Objective
Which lines below hold the word "screenshot"? Copy all of them.

Record set
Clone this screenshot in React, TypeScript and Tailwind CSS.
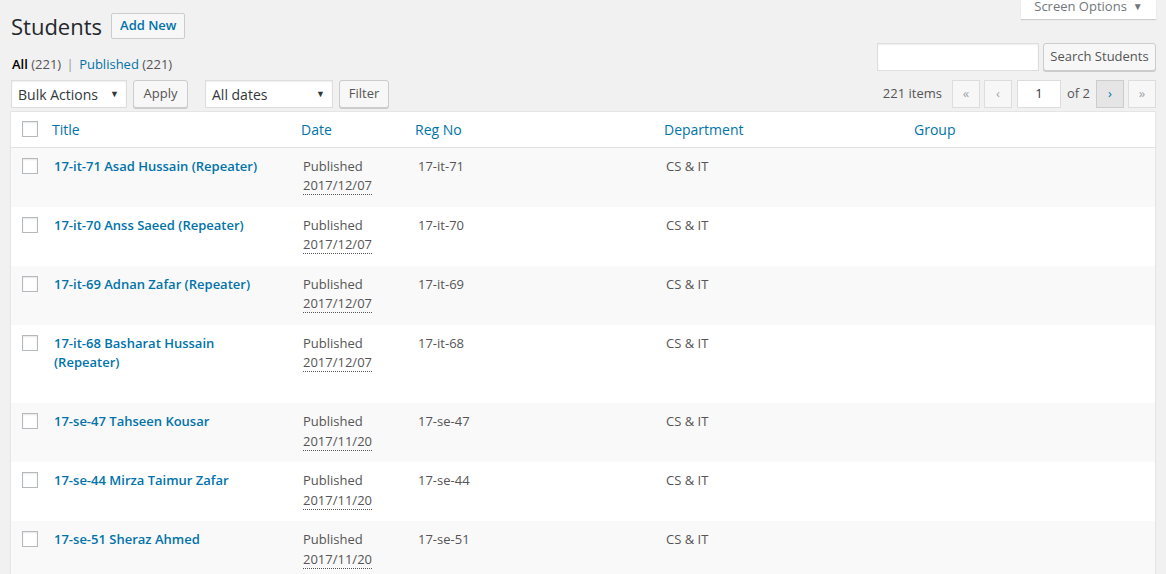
import React from "react";

const rows = [
  { title: "17-it-71 Asad Hussain (Repeater)", date: "2017/12/07", reg: "17-it-71" },
  { title: "17-it-70 Anss Saeed (Repeater)", date: "2017/12/07", reg: "17-it-70" },
  { title: "17-it-69 Adnan Zafar (Repeater)", date: "2017/12/07", reg: "17-it-69" },
  { title: "17-it-68 Basharat Hussain (Repeater)", date: "2017/12/07", reg: "17-it-68" },
  { title: "17-se-47 Tahseen Kousar", date: "2017/11/20", reg: "17-se-47" },
  { title: "17-se-44 Mirza Taimur Zafar", date: "2017/11/20", reg: "17-se-44" },
  { title: "17-se-51 Sheraz Ahmed", date: "2017/11/20", reg: "17-se-51" },
];

function Checkbox() {
  return (
    <span className="block w-4 h-4 bg-white border border-[#b4b9be] shadow-[inset_0_1px_2px_rgba(0,0,0,0.1)]" />
  );
}

function Select({ label, w }: { label: string; w: string }) {
  return (
    <div
      className={`${w} h-[28px] bg-white border border-[#ddd] shadow-[inset_0_1px_2px_rgba(0,0,0,0.07)] flex items-center justify-between pl-[6px] pr-[7px] text-[14px] text-[#32373c]`}
    >
      <span>{label}</span>
      <span className="text-[9px] text-[#32373c]">▼</span>
    </div>
  );
}

function Btn({ children, w }: { children: React.ReactNode; w: string }) {
  return (
    <div
      className={`${w} h-[28px] bg-[#f7f7f7] border border-[#ccc] rounded-[3px] shadow-[0_1px_0_#ccc] flex items-center justify-center text-[13px] text-[#555]`}
    >
      {children}
    </div>
  );
}

function PageBtn({ children, active }: { children: React.ReactNode; active?: boolean }) {
  return (
    <div
      className={
        active
          ? "w-[28px] h-[28px] bg-[#e5e5e5] border border-[#ccc] flex items-center justify-center text-[13px] text-[#0073aa]"
          : "w-[28px] h-[28px] bg-[#f7f7f7] border border-[#ddd] flex items-center justify-center text-[13px] text-[#a0a5aa]"
      }
    >
      {children}
    </div>
  );
}

export default function App() {
  return (
    <div
      className="min-h-[574px] bg-[#f1f1f1] text-[13px] text-[#444] overflow-hidden"
      style={{ fontFamily: '"Open Sans", "Noto Sans", sans-serif' }}
    >
      <div className="relative pl-[10px] pr-[10px]">
        {/* Screen options tab */}
        <div className="absolute right-[10px] top-0 w-[135px] h-[19px] bg-white shadow-[0_1px_1px_rgba(0,0,0,0.15)] flex items-start justify-center gap-[6px] text-[13px] text-[#72777c] leading-[14px]">
          <span className="-mt-[1px]">Screen Options</span>
          <span className="text-[10px] leading-[12px]">▼</span>
        </div>

        {/* Heading */}
        <div className="flex items-center gap-[8px] pt-[12px] h-[39px]">
          <h1 className="ml-[1px] text-[22px] font-normal text-[#23282d] leading-none mt-[1px]">Students</h1>
          <div className="ml-[1px] h-[26px] px-[8px] bg-[#f7f7f7] border border-[#ccc] rounded-[2px] flex items-center text-[13px] font-semibold text-[#0073aa]">
            Add New
          </div>
        </div>

        {/* subsubsub + search */}
        <div className="flex items-start justify-between h-[41px]">
          <div className="pl-[2px] pt-[19px] text-[13px] leading-none text-[#555]">
            <span className="text-black font-semibold">All</span> (221) <span className="text-[#999] mx-[2px]">|</span>{" "}
            <span className="text-[#0073aa]">Published</span> (221)
          </div>
          <div className="flex items-center gap-[4px] pt-[4px]">
            <div className="w-[162px] h-[28px] bg-white border border-[#ddd] shadow-[inset_0_1px_2px_rgba(0,0,0,0.07)]" />
            <Btn w="w-[113px]">Search Students</Btn>
          </div>
        </div>

        {/* tablenav */}
        <div className="flex items-center justify-between h-[28px]">
          <div className="flex items-center pl-[1px]">
            <Select label="Bulk Actions" w="w-[116px]" />
            <div className="ml-[6px]">
              <Btn w="w-[55px]">Apply</Btn>
            </div>
            <div className="ml-[17px]">
              <Select label="All dates" w="w-[128px]" />
            </div>
            <div className="ml-[6px]">
              <Btn w="w-[50px]">Filter</Btn>
            </div>
          </div>
          <div className="flex items-center text-[13px] text-[#555]">
            <span className="mr-[10px]">221 items</span>
            <PageBtn>«</PageBtn>
            <div className="ml-[4px]">
              <PageBtn>‹</PageBtn>
            </div>
            <div className="ml-[5px] w-[44px] h-[28px] bg-white border border-[#ddd] flex items-center justify-center text-[13px] text-[#32373c]">
              1
            </div>
            <span className="ml-[6px] mr-[6px]">of 2</span>
            <PageBtn active>›</PageBtn>
            <div className="ml-[4px]">
              <PageBtn>»</PageBtn>
            </div>
          </div>
        </div>

        {/* table */}
        <div className="mt-[3px] bg-white border border-[#e5e5e5] shadow-[0_1px_1px_rgba(0,0,0,0.04)]">
          <table className="w-full table-fixed border-collapse">
            <colgroup>
              <col className="w-[33px]" />
              <col className="w-[249px]" />
              <col className="w-[115px]" />
              <col className="w-[248px]" />
              <col className="w-[248px]" />
              <col />
            </colgroup>
            <thead>
              <tr className="h-[35px] border-b border-[#e1e1e1] text-left">
                <th className="pl-[11px] align-middle">
                  <Checkbox />
                </th>
                <th className="pl-[8px] font-normal text-[14px] text-[#0073aa]">Title</th>
                <th className="pl-[8px] font-normal text-[14px] text-[#0073aa]">Date</th>
                <th className="pl-[7px] font-normal text-[14px] text-[#0073aa]">Reg No</th>
                <th className="pl-[8px] font-normal text-[14px] text-[#0073aa]">Department</th>
                <th className="pl-[10px] font-normal text-[14px] text-[#0073aa]">Group</th>
              </tr>
            </thead>
            <tbody>
              {rows.map((r, i) => (
                <tr key={r.reg} className={i % 2 === 0 ? "bg-[#f9f9f9]" : "bg-white"}>
                  <td className="align-top pl-[11px] pt-[10px]">
                    <Checkbox />
                  </td>
                  <td className="align-top px-[10px] pt-[9px] pb-[7px]">
                    <div className="text-[13px] font-semibold text-[#0073aa] leading-[19.5px] pr-[12px]">
                      {r.title}
                    </div>
                    <div className="h-[23.5px]" />
                  </td>
                  <td className="align-top px-[10px] pt-[9px] text-[13px] text-[#555] leading-[19.5px]">
                    <div>Published</div>
                    <div>
                      <span className="border-b border-dotted border-[#555]">{r.date}</span>
                    </div>
                  </td>
                  <td className="align-top px-[10px] pt-[9px] text-[13px] text-[#555] leading-[19.5px]">{r.reg}</td>
                  <td className="align-top px-[10px] pt-[9px] text-[13px] text-[#555] leading-[19.5px]">CS &amp; IT</td>
                  <td className="align-top px-[10px] pt-[9px]" />
                </tr>
              ))}
            </tbody>
          </table>
        </div>
      </div>
    </div>
  );
}
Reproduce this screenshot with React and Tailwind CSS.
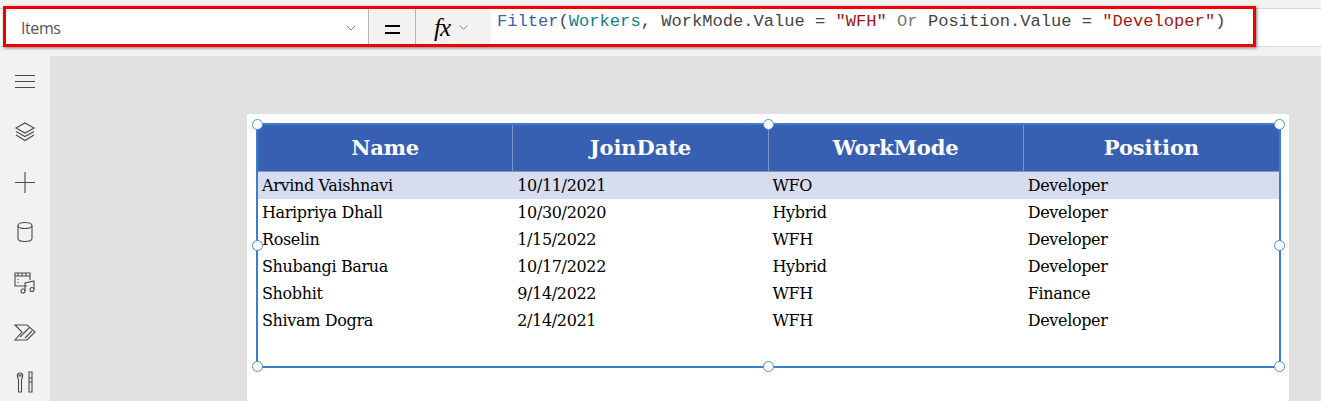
import React from "react";
import { ChevronDown } from "lucide-react";

const rows = [
  ["Arvind Vaishnavi", "10/11/2021", "WFO", "Developer"],
  ["Haripriya Dhall", "10/30/2020", "Hybrid", "Developer"],
  ["Roselin", "1/15/2022", "WFH", "Developer"],
  ["Shubangi Barua", "10/17/2022", "Hybrid", "Developer"],
  ["Shobhit", "9/14/2022", "WFH", "Finance"],
  ["Shivam Dogra", "2/14/2021", "WFH", "Developer"],
];

const headers = ["Name", "JoinDate", "WorkMode", "Position"];

const Handle = ({ className }) => (
  <span className={`absolute w-[11px] h-[11px] rounded-full bg-white border-[1.5px] border-[#4a90d9] ${className}`} />
);

const SideIcon = ({ children }) => (
  <div className="h-[50px] flex items-center justify-center">
    <svg width="24" height="24" viewBox="0 0 24 24" fill="none" stroke="#4a4a4a" strokeWidth="1.1">
      {children}
    </svg>
  </div>
);

const App = () => {
  return (
    <div className="w-[1321px] h-[401px] overflow-hidden bg-[#e1e1e1] flex flex-col relative">
      {/* formula bar */}
      <div className="h-[56px] bg-[#f3f2f1] pt-[8px] shrink-0">
        <div className="h-[39px] bg-white flex border-y border-[#d8d8d8]">
          <div className="w-[369px] pl-[21px] pr-[9px] flex items-center justify-between border-r border-[#b5b5b5] text-[16px] text-[#555] font-['Open_Sans',sans-serif]">
            <span className="tracking-[-0.4px]">Items</span>
            <ChevronDown size={16} strokeWidth={1} color="#444" />
          </div>
          <div className="w-[47px] bg-[#f3f2f1] flex items-center justify-center border-r border-[#b5b5b5]">
            <div className="w-[15px] h-[9px] border-y-2 border-black mt-[4px]" />
          </div>
          <div className="w-[75px] bg-[#f3f2f1] flex items-center pl-[18px] gap-[6px] font-['Liberation_Serif',serif] italic text-[25px] text-black">
            <span className="tracking-[-1px] leading-none">fx</span>
            <ChevronDown size={15} strokeWidth={1} color="#444" />
          </div>
          <div className="flex-1 pl-[6px] pt-[1px] font-['Liberation_Mono',monospace] text-[17.1px] leading-[24px] text-[#444] whitespace-pre">
            <span className="text-[#3a5fa8]">Filter</span>(<span className="text-[#11808a]">Workers</span>, WorkMode.Value = <span className="text-[#a31515]">"WFH"</span> <span className="text-[#777]">Or</span> Position.Value = <span className="text-[#a31515]">"Developer"</span>)
          </div>
        </div>
      </div>

      <div className="flex flex-1 min-h-0">
        {/* left rail */}
        <div className="w-[50px] bg-[#f3f2f1] shrink-0 pt-[1px]">
          <SideIcon>
            <path d="M2 5.5h20M2 11.5h20M2 17.5h20" />
          </SideIcon>
          <SideIcon>
            <path d="M12 3l9 5-9 5-9-5zM3 11.5l9 5 9-5M3 15l9 5.5 9-5.5" />
          </SideIcon>
          <SideIcon>
            <path d="M12 2v21M2 12.5h20" />
          </SideIcon>
          <SideIcon>
            <ellipse cx="12" cy="5.5" rx="7" ry="3" />
            <path d="M5 5.5v13c0 1.8 3 3 7 3s7-1.2 7-3v-13" />
          </SideIcon>
          <SideIcon>
            <path d="M14 16H2V3h15v7M2 6h15M5 3v3M9 3v3M13 3v3M5 9v1M5 12v1" />
            <path d="M12 21V13l9-2v8" />
            <circle cx="10" cy="21" r="2" />
            <circle cx="19" cy="19.5" r="2" />
          </SideIcon>
          <SideIcon>
            <path d="M2 5h12l8 7-8 8H2l7-8zM7 17l9-9M12 18l7-7" />
          </SideIcon>
          <SideIcon>
            <path d="M6 3a2.5 2.5 0 0 0-1.500 3.500L5.500 10v12h3V10l1-3.500A2.500 2.500 0 0 0 8 3v3H6z" />
            <path d="M16 2h3v6h-3zM16 8h3v4h-3zM16 12h3v10h-3z" />
          </SideIcon>
        </div>

        {/* canvas */}
        <div className="flex-1 pl-[197px] pr-[32px] pt-[58px]">
          <div className="bg-white h-[400px] pl-[9px] pr-[8px] pt-[9px]">
            <div className="relative h-[245px] border-2 border-[#3a80c8] font-['DejaVu_Serif',serif] text-black">
              <div className="grid grid-cols-4 h-[46px] bg-[#3860b2]">
                {headers.map((h, i) => (
                  <div
                    key={h}
                    className={`flex items-center justify-center text-white font-bold text-[21px] tracking-[-0.1px] ${i < 3 ? "border-r border-[#7d97cb]" : ""}`}
                  >
                    {h}
                  </div>
                ))}
              </div>
              {rows.map((row, i) => (
                <div
                  key={row[0]}
                  className={`grid grid-cols-4 text-[16px] tracking-[-0.35px] ${i === 0 ? "h-[28px] bg-[#d7dcef] border-t border-[#7d97cb]" : "h-[27px]"}`}
                >
                  {row.map((cell) => (
                    <div key={cell} className="pl-[4px] flex items-center">
                      {cell}
                    </div>
                  ))}
                </div>
              ))}
              <Handle className="-left-[6px] -top-[6px]" />
              <Handle className="left-1/2 -ml-[6px] -top-[6px]" />
              <Handle className="-right-[6px] -top-[6px]" />
              <Handle className="-left-[6px] top-1/2 -mt-[6px]" />
              <Handle className="-right-[6px] top-1/2 -mt-[6px]" />
              <Handle className="-left-[6px] -bottom-[6px]" />
              <Handle className="left-1/2 -ml-[6px] -bottom-[6px]" />
              <Handle className="-right-[6px] -bottom-[6px]" />
            </div>
          </div>
        </div>
      </div>

      {/* red annotation box */}
      <div className="absolute left-[3px] top-[6px] w-[1253px] h-[41px] border-[3px] border-[#f00000] shadow-[1px_1px_3px_rgba(0,0,0,0.5)]" />
    </div>
  );
};

export default App;
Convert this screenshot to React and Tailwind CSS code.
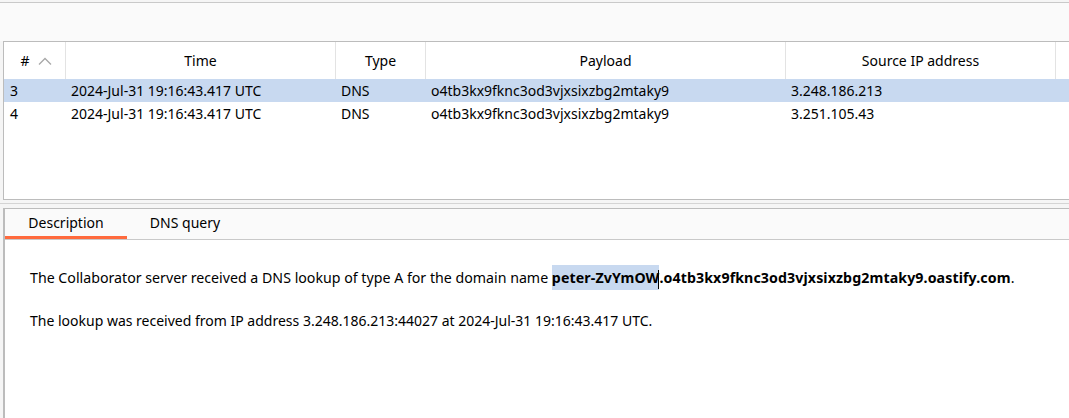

Result
Clone this screenshot in React, TypeScript and Tailwind CSS.
Reproduce this screenshot with React and Tailwind CSS.
Convert this screenshot to React and Tailwind CSS code.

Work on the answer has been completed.